Of course, I’m not here to simply wax and wane on limited-time music released by Sapphic-adjacent artists who feed my 90’s alt-rock nostalgia. Like any Scorpio writing about Scorpio things, I’m interested in patterns, in a world that smirks when you say the word “coincidence” and moves on, knowing what it knows. The Sun will be in Scorpio for a couple weeks yet, and the world of music, art, and expression, will only serve to feed the large collective hunger — which is transformation and expansion. This kind of collective hunger is enlarged by a conjunction of Jupiter (expansion) to Pluto (transformation) that occurs two days before the new moon. Covers are only a small example of such things, covers that help fund political movements invested in restoration of power (to the people) are more so. Mercury stationing direct in Scorpio coincides with postal service workers coming clean about bribes regarding voter fraud claims, and re-surfaced assault allegations against the only officer charged in the Breonna Taylor case.

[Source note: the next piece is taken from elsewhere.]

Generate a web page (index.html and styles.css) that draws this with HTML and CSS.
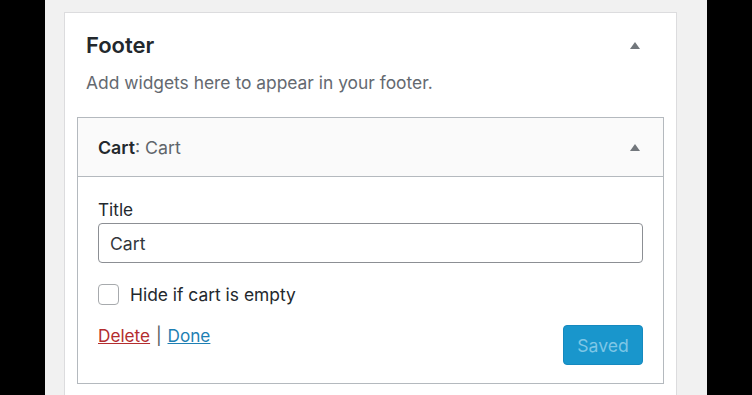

Scorpio energy moves through all realms like an art restorer, clearing the layers and lies to reveal the true picture underneath. Scorpio energy is not interested in harmony or beauty unless we’re speaking of the terrible beauty of death and rebirth, the kind William Butler Yeats wrote about over a hundred years ago in “Easter, 1916,” a poem about uprising against against empire and for the power of the people. It’s true that the conjunction of Jupiter and Pluto in the realm of Capricorn (structure, government), might create space for revolution that’s more than just a whisper and — cue Tracy Chapman, our Aries lighthouse, returning to the big screen while Mars (ruler of Aries) is retrograde in Aries, to sing “Talkin’ Bout a Revolution” two days before the conjunction — Mars stationing direct one day after. Yet, Jupiter and Pluto coming together in another kind of terrible harmony, that of expansion and disease — especially as it is tied to workings of governance — and here, too, we can measure spikes of COVID. The astrologer Chris Brennen (Scorpio!) has mapped the correlation and the results are, well, eerie.
As ever, the only way out is through, and there’s no car fast enough to get us out of this kind of destructive force. It’s on Earthlings to take hold what is dying around us with grace and prepare the Earth for the life that comes. The new moon’s sextile to Pluto and Jupiter in Capricorn makes this mandate that much more compelling, if not hopeful. Hope is a through line here, and despite the shadowy connotations Scorpio shoulders, Scorpio energy is sustained by faith — faith that wheel turns, faith that the phoenix will rise from the ashes. Astrologer Annabel Gat recently shared that legend holds Scorpio is a sign born into intergenerational grief that must learn to turn the grief into medicine. Under the new moon, our grief is our medicine. Medicine, here, is a kind of magic power and magic — at its core — is life force. A life for a life, we begin again, changed utterly.